*THE TASK:*
Skip every image and restate the data word for word.

*DATASET SECTION:*

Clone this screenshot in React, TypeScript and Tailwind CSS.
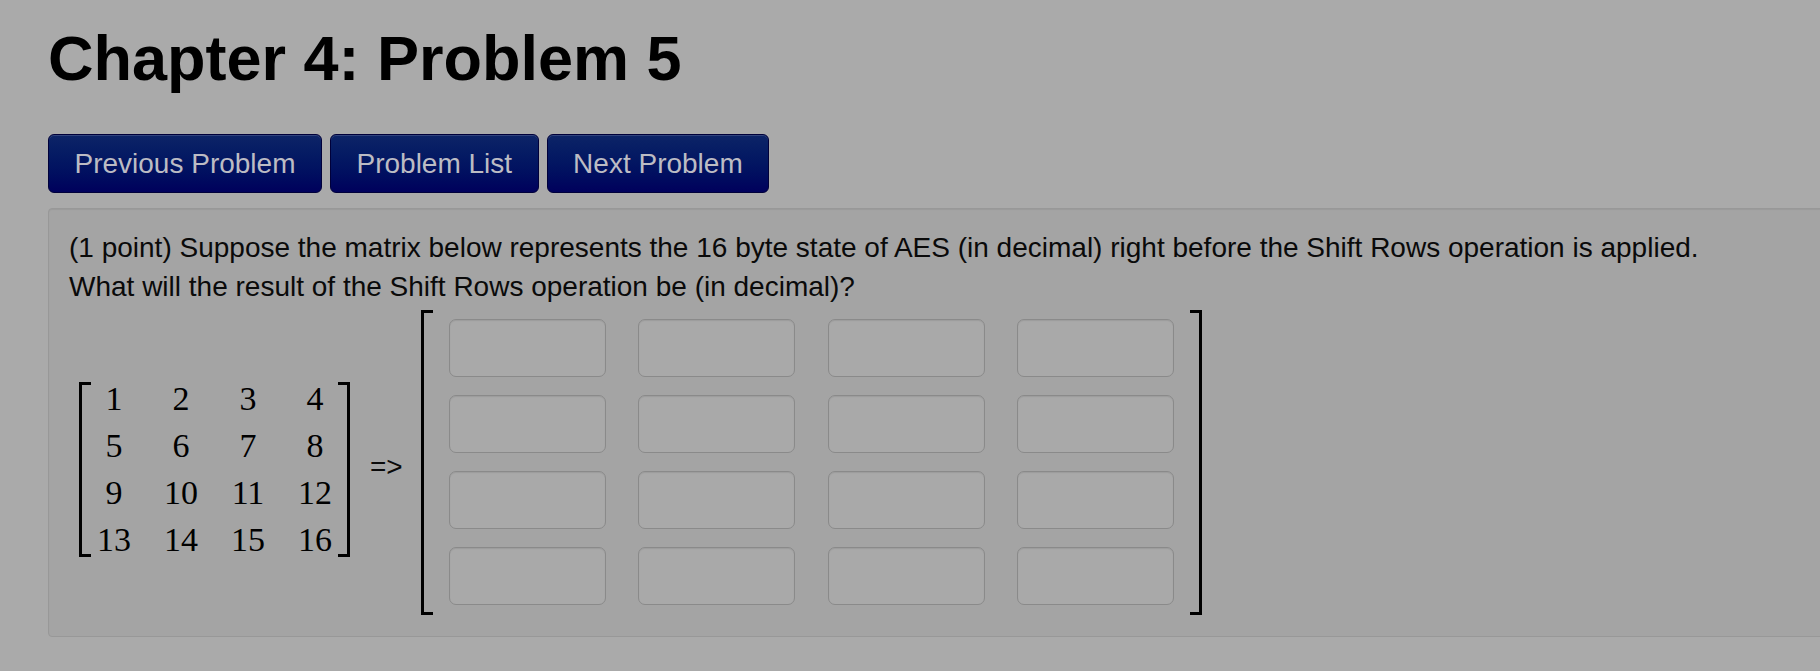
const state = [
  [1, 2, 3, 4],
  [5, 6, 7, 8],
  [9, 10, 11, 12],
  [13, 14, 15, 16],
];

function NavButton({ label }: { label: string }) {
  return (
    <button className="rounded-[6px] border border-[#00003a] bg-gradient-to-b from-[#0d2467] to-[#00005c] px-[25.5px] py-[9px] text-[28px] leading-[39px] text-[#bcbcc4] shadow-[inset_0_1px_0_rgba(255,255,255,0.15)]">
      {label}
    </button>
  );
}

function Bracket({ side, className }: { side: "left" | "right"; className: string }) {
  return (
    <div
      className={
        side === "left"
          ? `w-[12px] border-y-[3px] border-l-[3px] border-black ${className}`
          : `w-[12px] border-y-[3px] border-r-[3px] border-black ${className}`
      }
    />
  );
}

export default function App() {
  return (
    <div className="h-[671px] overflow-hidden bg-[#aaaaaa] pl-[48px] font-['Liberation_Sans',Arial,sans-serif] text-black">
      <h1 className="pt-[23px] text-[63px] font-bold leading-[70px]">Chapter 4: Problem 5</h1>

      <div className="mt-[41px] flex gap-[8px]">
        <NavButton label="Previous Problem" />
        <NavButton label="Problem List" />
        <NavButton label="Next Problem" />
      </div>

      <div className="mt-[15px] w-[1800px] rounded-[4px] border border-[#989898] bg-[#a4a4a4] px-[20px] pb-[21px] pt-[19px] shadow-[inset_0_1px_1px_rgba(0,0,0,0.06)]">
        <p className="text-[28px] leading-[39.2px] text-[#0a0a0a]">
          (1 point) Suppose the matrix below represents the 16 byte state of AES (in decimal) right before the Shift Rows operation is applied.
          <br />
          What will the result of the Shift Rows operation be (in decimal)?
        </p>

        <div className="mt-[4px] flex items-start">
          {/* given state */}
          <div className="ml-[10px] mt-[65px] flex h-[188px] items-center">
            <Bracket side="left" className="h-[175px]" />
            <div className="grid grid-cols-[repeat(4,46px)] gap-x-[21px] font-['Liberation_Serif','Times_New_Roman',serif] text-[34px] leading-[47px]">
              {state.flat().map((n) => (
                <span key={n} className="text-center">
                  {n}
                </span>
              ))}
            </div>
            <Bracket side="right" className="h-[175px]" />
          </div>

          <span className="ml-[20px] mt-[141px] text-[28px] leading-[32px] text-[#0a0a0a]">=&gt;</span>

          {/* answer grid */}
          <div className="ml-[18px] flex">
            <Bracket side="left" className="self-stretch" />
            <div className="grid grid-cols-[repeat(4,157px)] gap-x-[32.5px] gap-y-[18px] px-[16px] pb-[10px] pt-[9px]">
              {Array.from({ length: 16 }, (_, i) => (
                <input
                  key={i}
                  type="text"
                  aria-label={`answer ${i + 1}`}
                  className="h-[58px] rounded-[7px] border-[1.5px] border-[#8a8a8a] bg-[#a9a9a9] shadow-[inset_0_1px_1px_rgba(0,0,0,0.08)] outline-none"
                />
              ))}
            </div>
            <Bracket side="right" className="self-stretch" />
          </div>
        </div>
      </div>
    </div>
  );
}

*THE RESULT:*
Clone this screenshot in React, TypeScript and Tailwind CSS.
const state = [
  [1, 2, 3, 4],
  [5, 6, 7, 8],
  [9, 10, 11, 12],
  [13, 14, 15, 16],
];

function NavButton({ label }: { label: string }) {
  return (
    <button className="rounded-[6px] border border-[#00003a] bg-gradient-to-b from-[#0d2467] to-[#00005c] px-[25.5px] py-[9px] text-[28px] leading-[39px] text-[#bcbcc4] shadow-[inset_0_1px_0_rgba(255,255,255,0.15)]">
      {label}
    </button>
  );
}

function Bracket({ side, className }: { side: "left" | "right"; className: string }) {
  return (
    <div
      className={
        side === "left"
          ? `w-[12px] border-y-[3px] border-l-[3px] border-black ${className}`
          : `w-[12px] border-y-[3px] border-r-[3px] border-black ${className}`
      }
    />
  );
}

export default function App() {
  return (
    <div className="h-[671px] overflow-hidden bg-[#aaaaaa] pl-[48px] font-['Liberation_Sans',Arial,sans-serif] text-black">
      <h1 className="pt-[23px] text-[63px] font-bold leading-[70px]">Chapter 4: Problem 5</h1>

      <div className="mt-[41px] flex gap-[8px]">
        <NavButton label="Previous Problem" />
        <NavButton label="Problem List" />
        <NavButton label="Next Problem" />
      </div>

      <div className="mt-[15px] w-[1800px] rounded-[4px] border border-[#989898] bg-[#a4a4a4] px-[20px] pb-[21px] pt-[19px] shadow-[inset_0_1px_1px_rgba(0,0,0,0.06)]">
        <p className="text-[28px] leading-[39.2px] text-[#0a0a0a]">
          (1 point) Suppose the matrix below represents the 16 byte state of AES (in decimal) right before the Shift Rows operation is applied.
          <br />
          What will the result of the Shift Rows operation be (in decimal)?
        </p>

        <div className="mt-[4px] flex items-start">
          {/* given state */}
          <div className="ml-[10px] mt-[65px] flex h-[188px] items-center">
            <Bracket side="left" className="h-[175px]" />
            <div className="grid grid-cols-[repeat(4,46px)] gap-x-[21px] font-['Liberation_Serif','Times_New_Roman',serif] text-[34px] leading-[47px]">
              {state.flat().map((n) => (
                <span key={n} className="text-center">
                  {n}
                </span>
              ))}
            </div>
            <Bracket side="right" className="h-[175px]" />
          </div>

          <span className="ml-[20px] mt-[141px] text-[28px] leading-[32px] text-[#0a0a0a]">=&gt;</span>

          {/* answer grid */}
          <div className="ml-[18px] flex">
            <Bracket side="left" className="self-stretch" />
            <div className="grid grid-cols-[repeat(4,157px)] gap-x-[32.5px] gap-y-[18px] px-[16px] pb-[10px] pt-[9px]">
              {Array.from({ length: 16 }, (_, i) => (
                <input
                  key={i}
                  type="text"
                  aria-label={`answer ${i + 1}`}
                  className="h-[58px] rounded-[7px] border-[1.5px] border-[#8a8a8a] bg-[#a9a9a9] shadow-[inset_0_1px_1px_rgba(0,0,0,0.08)] outline-none"
                />
              ))}
            </div>
            <Bracket side="right" className="self-stretch" />
          </div>
        </div>
      </div>
    </div>
  );
}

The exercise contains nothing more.